■ WRITTEN TASK
Copy each line that holds "React".

■ STORED DATA
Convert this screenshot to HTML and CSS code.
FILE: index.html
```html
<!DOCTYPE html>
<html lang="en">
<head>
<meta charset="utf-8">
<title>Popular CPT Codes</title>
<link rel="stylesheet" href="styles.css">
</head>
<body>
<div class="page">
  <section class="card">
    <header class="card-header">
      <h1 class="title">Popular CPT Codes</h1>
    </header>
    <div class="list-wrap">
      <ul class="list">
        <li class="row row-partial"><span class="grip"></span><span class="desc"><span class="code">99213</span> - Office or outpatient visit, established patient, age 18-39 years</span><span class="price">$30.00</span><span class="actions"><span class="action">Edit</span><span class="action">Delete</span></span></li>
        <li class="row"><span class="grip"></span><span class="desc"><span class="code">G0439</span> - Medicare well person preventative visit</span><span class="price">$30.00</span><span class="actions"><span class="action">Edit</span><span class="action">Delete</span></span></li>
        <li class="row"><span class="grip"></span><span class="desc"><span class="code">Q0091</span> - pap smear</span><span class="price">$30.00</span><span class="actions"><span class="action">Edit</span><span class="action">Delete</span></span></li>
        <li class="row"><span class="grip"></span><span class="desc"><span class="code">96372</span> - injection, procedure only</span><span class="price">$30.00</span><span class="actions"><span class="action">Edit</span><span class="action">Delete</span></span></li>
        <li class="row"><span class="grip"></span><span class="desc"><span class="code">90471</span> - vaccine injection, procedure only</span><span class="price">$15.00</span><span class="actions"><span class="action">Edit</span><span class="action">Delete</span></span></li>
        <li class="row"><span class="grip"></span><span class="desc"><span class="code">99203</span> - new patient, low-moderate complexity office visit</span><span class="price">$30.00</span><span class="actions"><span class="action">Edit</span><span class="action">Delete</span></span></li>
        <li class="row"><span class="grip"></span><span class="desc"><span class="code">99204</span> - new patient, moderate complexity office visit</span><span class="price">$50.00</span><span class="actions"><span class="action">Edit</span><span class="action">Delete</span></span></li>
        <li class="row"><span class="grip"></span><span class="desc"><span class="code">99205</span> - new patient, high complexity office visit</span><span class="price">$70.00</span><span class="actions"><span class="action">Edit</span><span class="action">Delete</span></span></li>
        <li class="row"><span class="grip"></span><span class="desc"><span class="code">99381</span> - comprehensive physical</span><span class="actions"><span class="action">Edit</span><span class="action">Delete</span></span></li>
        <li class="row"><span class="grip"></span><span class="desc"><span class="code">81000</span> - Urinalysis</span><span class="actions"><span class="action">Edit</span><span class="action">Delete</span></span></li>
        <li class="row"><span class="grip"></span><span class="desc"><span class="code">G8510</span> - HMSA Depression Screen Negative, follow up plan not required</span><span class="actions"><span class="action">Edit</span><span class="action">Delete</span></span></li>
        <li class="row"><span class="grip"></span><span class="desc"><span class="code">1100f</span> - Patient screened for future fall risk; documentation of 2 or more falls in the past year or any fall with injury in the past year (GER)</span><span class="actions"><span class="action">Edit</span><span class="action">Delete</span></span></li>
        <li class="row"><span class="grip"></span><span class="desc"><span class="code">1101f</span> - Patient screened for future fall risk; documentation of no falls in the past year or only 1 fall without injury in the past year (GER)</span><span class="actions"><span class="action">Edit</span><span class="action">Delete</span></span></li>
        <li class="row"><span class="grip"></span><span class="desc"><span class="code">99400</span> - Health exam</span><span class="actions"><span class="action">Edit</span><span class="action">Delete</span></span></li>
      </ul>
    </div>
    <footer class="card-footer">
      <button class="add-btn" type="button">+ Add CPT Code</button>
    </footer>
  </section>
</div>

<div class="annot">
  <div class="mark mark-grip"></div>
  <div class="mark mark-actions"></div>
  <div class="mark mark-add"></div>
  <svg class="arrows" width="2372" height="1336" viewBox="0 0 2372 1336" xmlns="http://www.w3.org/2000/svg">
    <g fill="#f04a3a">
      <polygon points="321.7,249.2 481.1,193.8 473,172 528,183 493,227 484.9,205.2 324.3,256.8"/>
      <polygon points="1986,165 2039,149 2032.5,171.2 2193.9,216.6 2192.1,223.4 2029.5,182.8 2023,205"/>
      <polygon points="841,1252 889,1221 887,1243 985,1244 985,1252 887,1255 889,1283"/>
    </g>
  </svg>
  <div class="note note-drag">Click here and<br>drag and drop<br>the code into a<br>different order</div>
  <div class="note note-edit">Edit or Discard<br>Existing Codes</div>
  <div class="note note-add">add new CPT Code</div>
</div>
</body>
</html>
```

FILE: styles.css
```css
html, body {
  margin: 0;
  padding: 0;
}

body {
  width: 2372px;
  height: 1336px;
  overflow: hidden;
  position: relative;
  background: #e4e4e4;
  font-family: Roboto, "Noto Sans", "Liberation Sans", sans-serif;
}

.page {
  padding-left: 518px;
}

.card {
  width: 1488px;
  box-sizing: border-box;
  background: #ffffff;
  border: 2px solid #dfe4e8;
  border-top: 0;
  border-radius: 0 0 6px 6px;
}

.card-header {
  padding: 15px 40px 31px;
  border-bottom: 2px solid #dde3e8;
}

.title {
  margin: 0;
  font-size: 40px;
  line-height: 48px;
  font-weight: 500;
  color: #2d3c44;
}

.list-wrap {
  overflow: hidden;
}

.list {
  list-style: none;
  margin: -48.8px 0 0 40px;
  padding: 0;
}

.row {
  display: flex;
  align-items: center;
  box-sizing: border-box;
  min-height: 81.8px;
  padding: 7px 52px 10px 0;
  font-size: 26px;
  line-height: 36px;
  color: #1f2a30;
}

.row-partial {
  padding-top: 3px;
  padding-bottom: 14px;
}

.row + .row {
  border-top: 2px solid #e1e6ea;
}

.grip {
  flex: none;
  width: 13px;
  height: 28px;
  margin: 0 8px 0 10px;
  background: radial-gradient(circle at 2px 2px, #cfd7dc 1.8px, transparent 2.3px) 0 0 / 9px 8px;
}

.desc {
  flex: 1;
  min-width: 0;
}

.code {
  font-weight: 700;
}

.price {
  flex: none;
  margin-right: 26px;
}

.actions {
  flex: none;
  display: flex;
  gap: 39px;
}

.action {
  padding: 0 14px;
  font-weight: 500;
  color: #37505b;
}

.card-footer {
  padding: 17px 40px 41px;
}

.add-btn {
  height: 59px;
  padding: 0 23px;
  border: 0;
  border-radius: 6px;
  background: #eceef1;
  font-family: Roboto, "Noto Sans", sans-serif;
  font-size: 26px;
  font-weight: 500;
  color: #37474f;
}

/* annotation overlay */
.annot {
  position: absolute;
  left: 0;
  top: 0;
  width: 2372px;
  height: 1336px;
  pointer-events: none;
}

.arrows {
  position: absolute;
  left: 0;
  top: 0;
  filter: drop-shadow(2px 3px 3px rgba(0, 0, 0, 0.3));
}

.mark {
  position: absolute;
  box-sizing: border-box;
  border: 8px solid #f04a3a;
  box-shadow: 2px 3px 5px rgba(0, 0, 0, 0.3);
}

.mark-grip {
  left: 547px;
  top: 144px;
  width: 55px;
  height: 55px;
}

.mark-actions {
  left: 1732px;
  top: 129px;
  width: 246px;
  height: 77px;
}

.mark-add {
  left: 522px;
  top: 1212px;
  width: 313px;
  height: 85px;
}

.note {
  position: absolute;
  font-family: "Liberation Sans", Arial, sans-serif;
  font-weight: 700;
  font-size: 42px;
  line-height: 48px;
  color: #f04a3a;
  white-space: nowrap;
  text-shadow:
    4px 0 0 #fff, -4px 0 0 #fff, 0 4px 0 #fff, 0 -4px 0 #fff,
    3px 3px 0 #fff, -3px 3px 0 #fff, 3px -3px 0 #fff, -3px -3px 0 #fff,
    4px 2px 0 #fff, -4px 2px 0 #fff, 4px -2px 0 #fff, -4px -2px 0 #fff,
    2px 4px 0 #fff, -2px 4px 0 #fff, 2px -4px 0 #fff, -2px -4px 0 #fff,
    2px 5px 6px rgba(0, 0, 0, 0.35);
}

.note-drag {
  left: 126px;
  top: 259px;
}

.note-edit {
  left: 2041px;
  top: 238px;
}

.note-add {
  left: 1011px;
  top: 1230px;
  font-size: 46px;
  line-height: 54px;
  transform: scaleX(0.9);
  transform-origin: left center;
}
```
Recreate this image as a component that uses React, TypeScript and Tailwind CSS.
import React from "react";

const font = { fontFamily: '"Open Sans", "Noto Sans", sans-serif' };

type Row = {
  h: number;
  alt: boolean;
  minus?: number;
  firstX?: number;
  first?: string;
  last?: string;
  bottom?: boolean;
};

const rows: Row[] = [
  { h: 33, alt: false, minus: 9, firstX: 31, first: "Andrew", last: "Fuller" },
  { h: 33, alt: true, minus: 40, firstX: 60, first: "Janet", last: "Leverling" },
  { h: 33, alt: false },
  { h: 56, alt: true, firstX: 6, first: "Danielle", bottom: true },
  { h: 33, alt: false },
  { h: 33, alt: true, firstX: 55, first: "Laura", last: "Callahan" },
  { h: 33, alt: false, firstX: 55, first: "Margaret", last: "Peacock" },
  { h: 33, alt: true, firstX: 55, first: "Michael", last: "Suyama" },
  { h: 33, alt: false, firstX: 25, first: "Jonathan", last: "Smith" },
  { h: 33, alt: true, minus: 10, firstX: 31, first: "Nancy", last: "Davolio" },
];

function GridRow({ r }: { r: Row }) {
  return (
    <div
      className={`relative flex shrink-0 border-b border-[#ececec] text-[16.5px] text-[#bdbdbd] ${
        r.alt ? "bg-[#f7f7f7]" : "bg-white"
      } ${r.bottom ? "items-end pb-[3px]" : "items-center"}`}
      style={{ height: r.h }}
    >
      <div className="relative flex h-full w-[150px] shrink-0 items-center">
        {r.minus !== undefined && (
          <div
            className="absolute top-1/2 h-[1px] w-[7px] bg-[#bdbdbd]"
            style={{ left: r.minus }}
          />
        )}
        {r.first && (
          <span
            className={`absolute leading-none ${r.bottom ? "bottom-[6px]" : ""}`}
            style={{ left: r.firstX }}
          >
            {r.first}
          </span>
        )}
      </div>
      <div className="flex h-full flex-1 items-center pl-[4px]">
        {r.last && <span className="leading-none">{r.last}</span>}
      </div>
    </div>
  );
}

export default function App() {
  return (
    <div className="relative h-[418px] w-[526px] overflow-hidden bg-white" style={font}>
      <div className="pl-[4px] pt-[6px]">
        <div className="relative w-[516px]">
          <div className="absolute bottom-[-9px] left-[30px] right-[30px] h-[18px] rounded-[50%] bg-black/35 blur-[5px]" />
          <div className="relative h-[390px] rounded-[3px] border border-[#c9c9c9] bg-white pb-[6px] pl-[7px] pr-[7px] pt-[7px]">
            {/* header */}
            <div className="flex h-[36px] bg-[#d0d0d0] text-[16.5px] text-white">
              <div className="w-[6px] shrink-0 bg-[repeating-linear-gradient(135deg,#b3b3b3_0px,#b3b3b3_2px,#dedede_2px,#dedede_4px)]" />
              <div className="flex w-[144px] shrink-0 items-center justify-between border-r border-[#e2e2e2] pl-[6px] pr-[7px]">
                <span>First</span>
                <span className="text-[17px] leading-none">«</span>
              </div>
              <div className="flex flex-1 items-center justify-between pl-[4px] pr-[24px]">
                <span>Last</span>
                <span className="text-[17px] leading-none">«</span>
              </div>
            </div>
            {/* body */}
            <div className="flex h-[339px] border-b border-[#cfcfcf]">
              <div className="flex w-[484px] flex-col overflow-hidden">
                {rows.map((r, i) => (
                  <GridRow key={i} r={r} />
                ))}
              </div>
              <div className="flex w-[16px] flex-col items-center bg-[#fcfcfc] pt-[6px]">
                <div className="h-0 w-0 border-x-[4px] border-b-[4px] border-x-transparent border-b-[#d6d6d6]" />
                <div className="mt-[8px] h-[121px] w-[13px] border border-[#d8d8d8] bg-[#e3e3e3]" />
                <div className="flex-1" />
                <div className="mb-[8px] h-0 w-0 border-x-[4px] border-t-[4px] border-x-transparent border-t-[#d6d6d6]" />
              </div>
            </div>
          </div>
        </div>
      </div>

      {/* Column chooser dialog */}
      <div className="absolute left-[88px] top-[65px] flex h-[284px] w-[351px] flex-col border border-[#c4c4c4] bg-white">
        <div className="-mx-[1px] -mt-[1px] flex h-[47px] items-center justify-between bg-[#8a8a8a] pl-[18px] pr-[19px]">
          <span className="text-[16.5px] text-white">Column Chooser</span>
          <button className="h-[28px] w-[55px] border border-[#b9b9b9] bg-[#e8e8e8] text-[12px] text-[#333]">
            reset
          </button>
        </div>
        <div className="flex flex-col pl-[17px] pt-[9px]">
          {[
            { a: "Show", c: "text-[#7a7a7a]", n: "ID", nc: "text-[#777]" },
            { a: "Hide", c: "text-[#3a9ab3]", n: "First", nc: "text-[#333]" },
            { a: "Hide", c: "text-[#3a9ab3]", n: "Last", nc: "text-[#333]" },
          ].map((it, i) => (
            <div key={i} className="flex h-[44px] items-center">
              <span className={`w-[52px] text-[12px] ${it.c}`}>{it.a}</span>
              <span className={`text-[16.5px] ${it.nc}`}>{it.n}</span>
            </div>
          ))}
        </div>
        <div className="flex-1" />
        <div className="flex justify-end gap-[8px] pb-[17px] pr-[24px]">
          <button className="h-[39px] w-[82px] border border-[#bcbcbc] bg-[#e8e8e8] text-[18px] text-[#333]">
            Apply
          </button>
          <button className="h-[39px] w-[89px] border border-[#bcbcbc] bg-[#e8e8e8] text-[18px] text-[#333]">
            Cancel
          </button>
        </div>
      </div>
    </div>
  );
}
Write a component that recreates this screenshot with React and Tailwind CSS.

■ TASK RESPONSE
Recreate this image as a component that uses React, TypeScript and Tailwind CSS.
import React from "react";
Write a component that recreates this screenshot with React and Tailwind CSS.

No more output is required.